High-risk neuroblastoma is difficult to cure and is more likely to become resistant to standard or repeat therapies.
These cancers are also associated with late effects after treatments have ended, including developmental delays, hearing loss or other disabilities, the researchers said.
Curcumin has been shown to have substantial anticancer ability, but its low solubility and poor stability have made its use in medicinal applications challenging.
The researchers discovered that nanoparticles can be used to deliver curcumin to tumor sites.
“This demonstrates that nanoparticles can be an effective delivery vehicle for cancer drugs,” said Professor Sudipta Seal of the University of Central Florida (UCF) in the United States.
“More research is needed but we are hopeful that it could lead to a more effective treatment of this devastating disease in the future,” said Seal, a collaborator in the study.

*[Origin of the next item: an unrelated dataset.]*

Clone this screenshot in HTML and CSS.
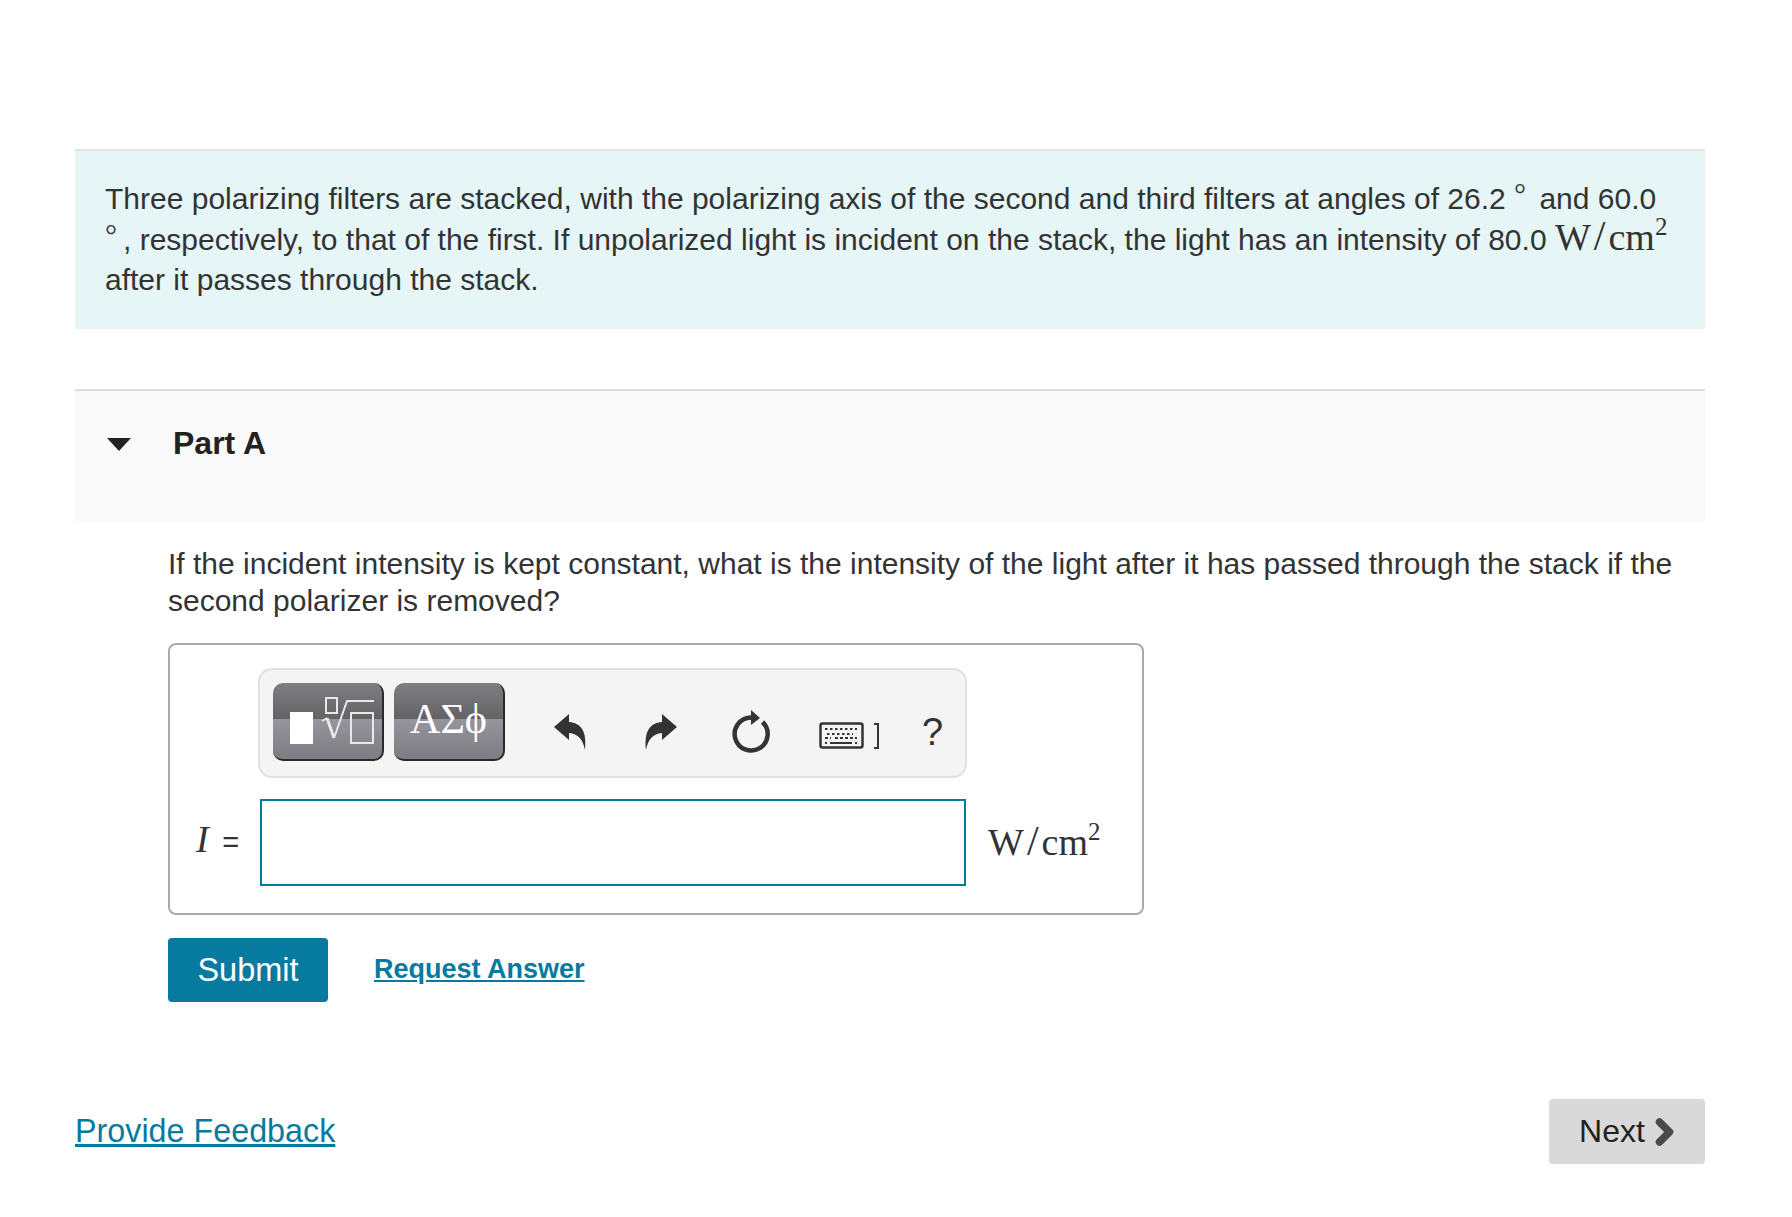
FILE: index.html
```html
<!DOCTYPE html>
<html lang="en">
<head>
  <meta charset="UTF-8" />
  <title>Part A</title>
  <link rel="stylesheet" href="styles.css">
</head>
<body>

  <div class="page">
    <div class="intro">
      Three polarizing filters are stacked, with the polarizing axis of the second and third filters at angles of 26.2 <span class="deg">°</span> and 60.0<br>
      <span class="deg deg-first">°</span>, respectively, to that of the first. If unpolarized light is incident on the stack, the light has an intensity of 80.0 <span class="math">W<span class="slash">/</span>cm<sup>2</sup></span><br>
      after it passes through the stack.
    </div>

    <div class="part-head">
      <svg class="caret" width="26" height="14" viewBox="0 0 26 14"><path d="M1 1H25L13 14Z" fill="#222"/></svg>
      <h3>Part A</h3>
    </div>

    <div class="part-body">
      <p class="question">If the incident intensity is kept constant, what is the intensity of the light after it has passed through the stack if the second polarizer is removed?</p>

      <div class="answer-box">
        <div class="toolbar">
          <div class="tool-btn tool-templates">
            <svg width="111" height="78" viewBox="0 0 111 78">
              <rect x="17" y="29" width="23" height="32" fill="#fff"/>
              <rect x="53" y="15" width="11" height="15" fill="none" stroke="#e8e8e8" stroke-width="2"/>
              <path d="M49 38L54 35" fill="none" stroke="#e8e8e8" stroke-width="2"/>
              <path d="M54 35L61 55" fill="none" stroke="#e8e8e8" stroke-width="3"/>
              <path d="M61 55L74 18H101" fill="none" stroke="#e8e8e8" stroke-width="2"/>
              <rect x="78" y="30" width="22" height="30" fill="none" stroke="#e8e8e8" stroke-width="2"/>
            </svg>
          </div>
          <div class="tool-btn tool-symbols">ΑΣϕ</div>
          <button class="tool-icon tool-undo">
            <svg width="34" height="38" viewBox="0 0 34 38"><path d="M1 14L16 1V9C28 10 34 18 32 37C30 27 26 21 16 20V27Z" fill="#333"/></svg>
          </button>
          <button class="tool-icon tool-redo">
            <svg width="34" height="38" viewBox="0 0 34 38"><path d="M33 14L18 1V9C6 10 0 18 2 37C4 27 8 21 18 20V27Z" fill="#333"/></svg>
          </button>
          <button class="tool-icon tool-reset">
            <svg width="40" height="44" viewBox="0 0 40 44"><path d="M31.500 12A16.500 16.500 0 1 1 20 7.500" fill="none" stroke="#333" stroke-width="4.500"/><path d="M20 0L29 8L20 15Z" fill="#333"/></svg>
          </button>
          <button class="tool-icon tool-keys">
            <svg width="62" height="28" viewBox="0 0 62 28">
              <rect x="1.500" y="1.500" width="42" height="24" rx="2" fill="none" stroke="#333" stroke-width="2.500"/>
              <path d="M6 7H38" stroke="#333" stroke-width="2" stroke-dasharray="2.500 2.500"/>
              <path d="M8 12H34" stroke="#333" stroke-width="2" stroke-dasharray="2.500 2.500"/>
              <path d="M6 16H12M16 16H38" stroke="#333" stroke-width="2" stroke-dasharray="3 2"/>
              <path d="M11 21H33" stroke="#333" stroke-width="2"/>
              <path d="M6 21H8M36 21H38" stroke="#333" stroke-width="2"/>
              <path d="M55 2H59V26H55" fill="none" stroke="#333" stroke-width="2"/>
            </svg>
          </button>
          <button class="tool-icon tool-help">?</button>
        </div>

        <div class="input-row">
          <label class="var-label" for="answer"><i>I</i> <span>=</span></label>
          <input type="text" id="answer" class="answer-input">
          <span class="math unit">W<span class="slash">/</span>cm<sup>2</sup></span>
        </div>
      </div>

      <div class="actions">
        <button class="btn-submit">Submit</button>
        <a href="#" class="link-answer">Request Answer</a>
      </div>
    </div>

    <div class="footer">
      <a href="#" class="link-feedback">Provide Feedback</a>
      <button class="btn-next">Next
        <svg width="20" height="28" viewBox="0 0 20 28"><path d="M4.500 4L14.500 14L4.500 24" fill="none" stroke="#4a4a4a" stroke-width="7.500" stroke-linecap="round" stroke-linejoin="round"/></svg>
      </button>
    </div>
  </div>

</body>
</html>
```

FILE: styles.css
```css
* {
  box-sizing: border-box;
}
body {
  font-family: 'Liberation Sans', Arial, sans-serif;
  background: #ffffff;
  color: #333333;
  margin: 0;
  padding: 0;
}
.page {
  padding: 149px 87px 0 75px;
}
.intro {
  background: #e6f6f7;
  border-top: 2px solid #dfe3e4;
  height: 180px;
  padding: 28px 30px 0;
  font-size: 30px;
  line-height: 40.6px;
}
.deg {
  font-family: 'Liberation Serif', serif;
  font-size: 30px;
  line-height: 0;
  padding-right: 5px;
  vertical-align: 5px;
}
.deg-first {
  padding-right: 6px;
}
.math {
  font-family: 'Liberation Serif', serif;
  font-size: 38px;
  line-height: 0;
}
.math sup {
  font-size: 25px;
  line-height: 0;
  vertical-align: 15px;
}
.slash {
  padding: 0 3px;
  font-size: 42px;
}
.part-head {
  display: flex;
  align-items: flex-start;
  margin-top: 60px;
  height: 132px;
  padding: 34px 0 0 31px;
  background: #f9f9f9;
  border-top: 2px solid #dddddd;
}
.caret {
  margin-top: 12px;
}
.part-head h3 {
  margin: 0 0 0 41px;
  font-size: 32px;
  line-height: 37px;
  font-weight: bold;
  color: #222222;
}
.part-body {
  padding-left: 93px;
}
.question {
  margin: 24px 0 0;
  font-size: 30px;
  line-height: 37px;
}
.answer-box {
  width: 976px;
  height: 272px;
  margin-top: 24px;
  padding: 23px 0 0 88px;
  border: 2px solid #aaaaaa;
  border-radius: 8px;
}
.toolbar {
  display: flex;
  align-items: flex-start;
  width: 709px;
  height: 110px;
  padding: 13px 0 0 13px;
  background: #f4f4f4;
  border: 2px solid #e0e0e0;
  border-radius: 14px;
}
.tool-btn {
  height: 78px;
  border-radius: 10px;
  border-right: 2px solid #2a2a2a;
  border-bottom: 2px solid #2a2a2a;
  background: linear-gradient(#7f7e83 0%, #626264 48%, #96949d 48%, #7d7c81 100%);
  color: #ffffff;
}
.tool-templates {
  width: 111px;
}
.tool-symbols {
  width: 111px;
  margin-left: 10px;
  font-family: 'Liberation Serif', serif;
  font-size: 42px;
  line-height: 72px;
  text-align: center;
}
.tool-icon {
  background: none;
  border: none;
  padding: 0;
  display: flex;
  justify-content: center;
  font-family: 'Liberation Sans', Arial, sans-serif;
  color: #333333;
}
.tool-undo {
  margin: 30px 0 0 48px;
}
.tool-redo {
  margin: 30px 0 0 57px;
}
.tool-reset {
  margin: 27px 0 0 53px;
}
.tool-keys {
  margin: 39px 0 0 48px;
}
.tool-help {
  margin: 29px 0 0 41px;
  font-size: 38px;
  line-height: 40px;
}
.input-row {
  display: flex;
  align-items: center;
  margin: 21px 0 0 -88px;
}
.var-label {
  width: 90px;
  padding: 0 0 8px 26px;
  font-family: 'Liberation Serif', serif;
  font-size: 38px;
}
.var-label span {
  font-family: 'Liberation Sans', Arial, sans-serif;
  font-size: 29px;
  margin-left: 4px;
}
.answer-input {
  width: 706px;
  height: 87px;
  border: 2px solid #007c9f;
  background: #ffffff;
}
.unit {
  margin: 0 0 11px 22px;
}
.actions {
  display: flex;
  align-items: center;
  margin-top: 23px;
}
.btn-submit {
  width: 160px;
  height: 64px;
  background: #067a9f;
  color: #ffffff;
  border: none;
  border-radius: 4px;
  font-family: 'Liberation Sans', Arial, sans-serif;
  font-size: 32.5px;
}
.link-answer {
  margin-left: 46px;
  padding-bottom: 2px;
  font-size: 27px;
  font-weight: bold;
  color: #067a9f;
}
.footer {
  display: flex;
  justify-content: space-between;
  align-items: center;
  margin-top: 97px;
}
.link-feedback {
  font-size: 32.3px;
  color: #067a9f;
}
.btn-next {
  display: flex;
  align-items: center;
  justify-content: center;
  gap: 10px;
  width: 156px;
  height: 65px;
  background: #d9d9d9;
  color: #222222;
  border: none;
  border-radius: 4px;
  font-family: 'Liberation Sans', Arial, sans-serif;
  font-size: 32px;
}
```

In the study, researchers loaded cerium oxide nanoparticles with curcumin and coated them with dextran to test cell lines for a high-risk form of neuroblastoma known as MYCN-amplified as well as non-amplified neuroblastoma.
This formulation induced substantial cell death in neuroblastoma cells, while producing minimal toxicity or only in healthy cells, the researchers said.
Overall, nano-therapeutic treatments showed a more pronounced effect on MYCN-amplified cells, which are traditionally more resistant to drug therapies, they said.